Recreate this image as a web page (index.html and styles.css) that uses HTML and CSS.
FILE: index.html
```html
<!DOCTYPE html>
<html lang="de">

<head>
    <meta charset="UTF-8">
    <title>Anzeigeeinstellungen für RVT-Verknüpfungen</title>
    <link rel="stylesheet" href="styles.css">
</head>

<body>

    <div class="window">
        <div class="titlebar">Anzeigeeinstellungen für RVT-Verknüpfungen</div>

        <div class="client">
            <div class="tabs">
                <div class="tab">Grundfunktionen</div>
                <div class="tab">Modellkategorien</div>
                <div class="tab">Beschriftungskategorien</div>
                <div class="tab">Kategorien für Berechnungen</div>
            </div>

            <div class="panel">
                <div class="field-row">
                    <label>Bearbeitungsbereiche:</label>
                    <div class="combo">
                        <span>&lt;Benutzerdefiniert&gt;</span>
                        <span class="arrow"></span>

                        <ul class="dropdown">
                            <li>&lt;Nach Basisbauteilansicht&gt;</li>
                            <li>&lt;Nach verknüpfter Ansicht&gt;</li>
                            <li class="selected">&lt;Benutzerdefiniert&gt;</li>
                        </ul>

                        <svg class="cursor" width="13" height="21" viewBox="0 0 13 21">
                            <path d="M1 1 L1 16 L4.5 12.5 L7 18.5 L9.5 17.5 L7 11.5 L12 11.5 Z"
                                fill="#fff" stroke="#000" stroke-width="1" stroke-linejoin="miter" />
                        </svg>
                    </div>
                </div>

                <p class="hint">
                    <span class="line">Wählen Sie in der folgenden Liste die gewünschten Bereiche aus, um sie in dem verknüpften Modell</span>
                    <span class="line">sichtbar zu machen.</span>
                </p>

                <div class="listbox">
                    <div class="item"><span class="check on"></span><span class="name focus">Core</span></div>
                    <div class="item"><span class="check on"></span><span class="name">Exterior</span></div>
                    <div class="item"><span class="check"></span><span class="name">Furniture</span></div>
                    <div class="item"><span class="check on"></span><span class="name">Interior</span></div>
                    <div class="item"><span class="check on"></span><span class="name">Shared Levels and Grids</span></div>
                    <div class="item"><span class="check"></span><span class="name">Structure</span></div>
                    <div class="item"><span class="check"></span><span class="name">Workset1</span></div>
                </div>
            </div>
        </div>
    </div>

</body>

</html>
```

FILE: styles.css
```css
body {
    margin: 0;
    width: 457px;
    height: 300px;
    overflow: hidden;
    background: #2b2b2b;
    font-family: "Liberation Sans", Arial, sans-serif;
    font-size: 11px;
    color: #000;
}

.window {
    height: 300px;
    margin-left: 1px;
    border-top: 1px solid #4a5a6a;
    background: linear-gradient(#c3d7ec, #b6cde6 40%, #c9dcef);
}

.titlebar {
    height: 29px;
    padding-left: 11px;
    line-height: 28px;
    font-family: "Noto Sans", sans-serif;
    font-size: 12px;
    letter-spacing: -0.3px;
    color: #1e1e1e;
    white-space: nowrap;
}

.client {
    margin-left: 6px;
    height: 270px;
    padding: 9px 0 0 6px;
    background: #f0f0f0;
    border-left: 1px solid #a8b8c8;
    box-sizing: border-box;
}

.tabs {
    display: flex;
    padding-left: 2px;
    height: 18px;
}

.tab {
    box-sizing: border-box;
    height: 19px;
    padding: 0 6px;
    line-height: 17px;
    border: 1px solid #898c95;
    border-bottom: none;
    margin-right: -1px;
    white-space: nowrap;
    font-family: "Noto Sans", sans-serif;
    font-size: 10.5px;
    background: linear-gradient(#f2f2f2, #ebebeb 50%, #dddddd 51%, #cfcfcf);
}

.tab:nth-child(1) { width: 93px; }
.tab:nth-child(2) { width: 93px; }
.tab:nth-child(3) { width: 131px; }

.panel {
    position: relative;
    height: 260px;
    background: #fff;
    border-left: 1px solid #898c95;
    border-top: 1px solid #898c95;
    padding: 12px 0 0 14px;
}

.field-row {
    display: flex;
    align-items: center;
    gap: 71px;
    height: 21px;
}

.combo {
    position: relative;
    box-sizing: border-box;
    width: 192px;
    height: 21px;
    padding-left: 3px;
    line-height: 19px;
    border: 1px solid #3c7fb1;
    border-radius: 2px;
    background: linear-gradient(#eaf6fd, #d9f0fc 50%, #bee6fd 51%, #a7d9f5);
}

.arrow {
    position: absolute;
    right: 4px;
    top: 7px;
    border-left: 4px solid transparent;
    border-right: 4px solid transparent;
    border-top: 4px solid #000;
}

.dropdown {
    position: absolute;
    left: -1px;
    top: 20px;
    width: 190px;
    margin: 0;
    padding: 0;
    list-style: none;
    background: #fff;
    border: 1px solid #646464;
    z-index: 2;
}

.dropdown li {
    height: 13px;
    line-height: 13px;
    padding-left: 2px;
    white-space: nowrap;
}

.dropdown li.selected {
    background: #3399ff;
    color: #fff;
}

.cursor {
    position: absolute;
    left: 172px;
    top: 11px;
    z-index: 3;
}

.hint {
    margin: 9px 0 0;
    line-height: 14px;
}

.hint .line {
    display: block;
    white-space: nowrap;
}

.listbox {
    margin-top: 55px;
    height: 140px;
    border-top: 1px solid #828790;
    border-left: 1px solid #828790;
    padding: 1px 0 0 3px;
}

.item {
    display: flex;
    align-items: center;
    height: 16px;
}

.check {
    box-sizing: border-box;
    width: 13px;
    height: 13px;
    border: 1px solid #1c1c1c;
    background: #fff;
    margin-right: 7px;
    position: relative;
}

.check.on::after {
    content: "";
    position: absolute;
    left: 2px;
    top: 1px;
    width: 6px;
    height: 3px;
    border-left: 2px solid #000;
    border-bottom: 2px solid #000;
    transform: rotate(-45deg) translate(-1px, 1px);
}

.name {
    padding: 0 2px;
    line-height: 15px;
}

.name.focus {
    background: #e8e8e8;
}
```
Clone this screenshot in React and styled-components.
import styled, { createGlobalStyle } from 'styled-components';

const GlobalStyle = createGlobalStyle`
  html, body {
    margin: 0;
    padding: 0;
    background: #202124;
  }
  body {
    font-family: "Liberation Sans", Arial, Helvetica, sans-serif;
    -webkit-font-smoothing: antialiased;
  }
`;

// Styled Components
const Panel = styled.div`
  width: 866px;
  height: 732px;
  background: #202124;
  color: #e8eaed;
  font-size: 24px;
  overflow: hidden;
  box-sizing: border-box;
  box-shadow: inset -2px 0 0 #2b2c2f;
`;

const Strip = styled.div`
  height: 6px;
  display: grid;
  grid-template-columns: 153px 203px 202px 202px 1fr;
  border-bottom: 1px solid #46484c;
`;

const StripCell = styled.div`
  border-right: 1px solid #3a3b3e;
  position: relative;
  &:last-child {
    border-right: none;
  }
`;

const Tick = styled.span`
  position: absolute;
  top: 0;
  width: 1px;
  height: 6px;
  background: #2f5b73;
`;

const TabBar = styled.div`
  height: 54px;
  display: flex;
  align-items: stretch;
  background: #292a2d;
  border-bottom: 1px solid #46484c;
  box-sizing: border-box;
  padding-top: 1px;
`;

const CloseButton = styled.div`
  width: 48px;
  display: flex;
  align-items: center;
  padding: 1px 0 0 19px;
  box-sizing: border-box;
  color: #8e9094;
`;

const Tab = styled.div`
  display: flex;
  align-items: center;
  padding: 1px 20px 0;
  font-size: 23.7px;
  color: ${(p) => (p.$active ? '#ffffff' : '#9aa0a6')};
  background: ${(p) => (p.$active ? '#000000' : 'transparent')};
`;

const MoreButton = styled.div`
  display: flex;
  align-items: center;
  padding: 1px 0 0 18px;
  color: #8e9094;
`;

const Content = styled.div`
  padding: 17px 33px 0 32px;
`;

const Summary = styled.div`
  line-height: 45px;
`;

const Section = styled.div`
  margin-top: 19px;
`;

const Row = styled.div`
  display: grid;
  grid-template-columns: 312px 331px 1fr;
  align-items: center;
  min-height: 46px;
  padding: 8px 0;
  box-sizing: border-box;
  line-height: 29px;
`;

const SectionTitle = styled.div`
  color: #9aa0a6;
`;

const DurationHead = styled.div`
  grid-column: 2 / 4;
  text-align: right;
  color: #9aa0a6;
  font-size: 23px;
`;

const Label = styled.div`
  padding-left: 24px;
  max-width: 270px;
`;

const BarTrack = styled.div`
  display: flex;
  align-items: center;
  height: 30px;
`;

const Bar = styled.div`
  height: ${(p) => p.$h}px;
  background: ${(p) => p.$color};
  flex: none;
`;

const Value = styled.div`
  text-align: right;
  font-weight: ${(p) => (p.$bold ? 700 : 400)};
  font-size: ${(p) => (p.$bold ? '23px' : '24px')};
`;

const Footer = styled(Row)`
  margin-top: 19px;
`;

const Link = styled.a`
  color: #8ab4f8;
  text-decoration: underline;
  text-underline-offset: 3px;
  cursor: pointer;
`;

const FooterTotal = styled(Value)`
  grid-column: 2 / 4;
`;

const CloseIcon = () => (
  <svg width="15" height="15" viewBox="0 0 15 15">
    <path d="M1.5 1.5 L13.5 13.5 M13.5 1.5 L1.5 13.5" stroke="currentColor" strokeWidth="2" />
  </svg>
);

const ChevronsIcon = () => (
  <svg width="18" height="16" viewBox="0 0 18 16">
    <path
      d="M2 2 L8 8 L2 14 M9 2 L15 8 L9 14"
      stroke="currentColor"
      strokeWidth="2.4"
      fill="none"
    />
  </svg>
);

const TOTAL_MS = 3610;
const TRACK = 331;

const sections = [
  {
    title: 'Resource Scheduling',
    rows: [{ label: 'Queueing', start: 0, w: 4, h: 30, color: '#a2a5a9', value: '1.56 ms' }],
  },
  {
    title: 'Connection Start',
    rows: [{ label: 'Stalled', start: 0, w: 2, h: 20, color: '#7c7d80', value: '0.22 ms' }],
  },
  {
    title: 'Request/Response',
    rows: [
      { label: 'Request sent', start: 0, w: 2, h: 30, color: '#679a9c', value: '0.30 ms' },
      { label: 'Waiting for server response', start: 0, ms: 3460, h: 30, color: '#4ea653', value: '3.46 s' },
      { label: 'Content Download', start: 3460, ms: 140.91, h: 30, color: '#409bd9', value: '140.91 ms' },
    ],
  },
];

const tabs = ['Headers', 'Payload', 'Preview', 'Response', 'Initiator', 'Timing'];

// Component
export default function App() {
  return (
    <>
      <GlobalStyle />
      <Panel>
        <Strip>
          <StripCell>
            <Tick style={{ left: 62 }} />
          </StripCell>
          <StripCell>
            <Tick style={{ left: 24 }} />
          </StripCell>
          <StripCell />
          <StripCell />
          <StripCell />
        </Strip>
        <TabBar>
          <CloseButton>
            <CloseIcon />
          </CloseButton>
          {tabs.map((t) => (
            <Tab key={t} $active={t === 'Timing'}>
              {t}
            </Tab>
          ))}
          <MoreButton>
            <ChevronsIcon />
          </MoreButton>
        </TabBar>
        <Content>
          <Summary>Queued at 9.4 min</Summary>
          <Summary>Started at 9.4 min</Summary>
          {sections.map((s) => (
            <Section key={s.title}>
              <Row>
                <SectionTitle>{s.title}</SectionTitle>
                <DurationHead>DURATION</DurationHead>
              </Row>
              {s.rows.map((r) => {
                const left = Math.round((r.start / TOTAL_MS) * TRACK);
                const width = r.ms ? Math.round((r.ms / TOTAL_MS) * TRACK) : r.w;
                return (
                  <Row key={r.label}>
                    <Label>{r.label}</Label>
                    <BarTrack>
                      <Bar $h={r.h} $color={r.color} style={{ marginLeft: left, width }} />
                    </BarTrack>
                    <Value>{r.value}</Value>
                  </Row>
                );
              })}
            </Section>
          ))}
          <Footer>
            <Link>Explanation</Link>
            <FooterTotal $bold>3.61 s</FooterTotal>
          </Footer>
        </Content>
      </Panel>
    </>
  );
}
■ ■ ■ ■ ■
From the records above, copy every line that holds the word "this".

Recreate this image as a web page (index.html and styles.css) that uses HTML and CSS.
Clone this screenshot in React and styled-components.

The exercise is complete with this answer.